I am sure this has earned him some ‘fans’ but it has also earned him scorn, ridicule and death threats. I can’t speak for him, but I’d find those latter three things awful.

Maybe this is because I live and work among just this sort of nutcase, but I don’t see him as “actively conspiring.” I see him as an arrogant guy shooting his damn fool mouth off. One day he may get his own head blown off for it, an event that wouldn’t particularly shock or dismay me. I have seen little that convinces me, however, that this guy is going to successfully fund or instigate an attack against Americans.

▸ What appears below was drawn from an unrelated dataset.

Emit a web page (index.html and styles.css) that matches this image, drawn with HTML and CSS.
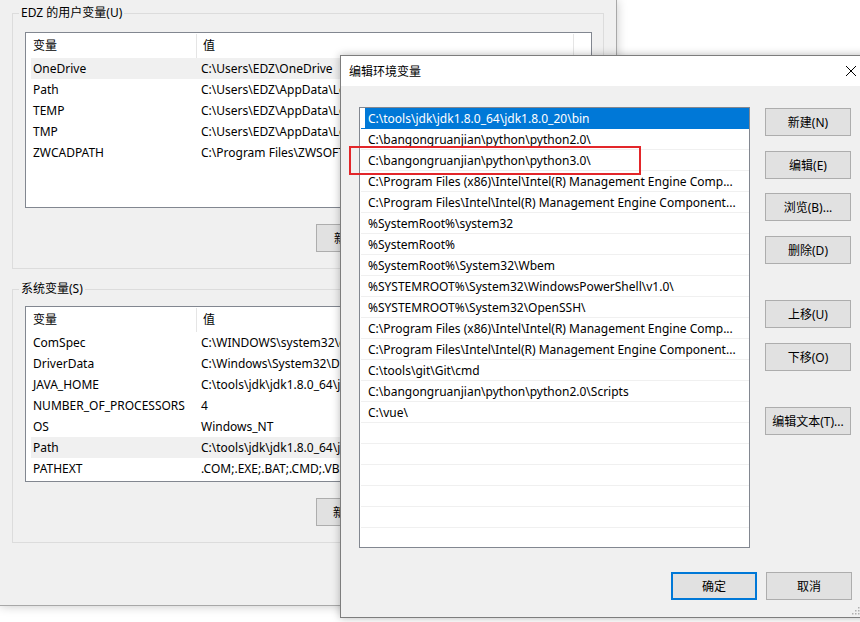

I suppose, however, that if public colleges did take this stance (public university means faculty are held to a higher standard) then there would be some interesting results for public education. Obviously I am not keen on the idea, but as an intellectual exercise it’s intriguing to imagine how they’d carry out the change in contract. What would the mechanism for judging someone’s offenses be? Should that be done inside or outside the academy? How many people in the AAUP would drop dead of apoplexy? How would they decide whether offense are fireable? How far back into one’s writings would you go? Would you grandfather things written before the contract change? Could faculty speak or write as “unaffiliated” (that is, not advertise their position) and not be accountable? My god, I’ve got the makings of a seminar on my hands.

Presumably you’d quickly get rid of the most inflammatory people. However, you’d also probably lose some pretty decent scholars (and decent people) too. I don’t think it would effect faculty in the sciences so much (unless they left on general principle), but I’d imagine faculty in the humanities might be more likely to head to the private institutions when recruited. You’d have a different sort of person employed at the state institutions, though it would take more imagination then I have to envision how much that would impact the education of students there. I’d guess the overall answer would be “not much” but on some levels the differences might be pretty meaningful.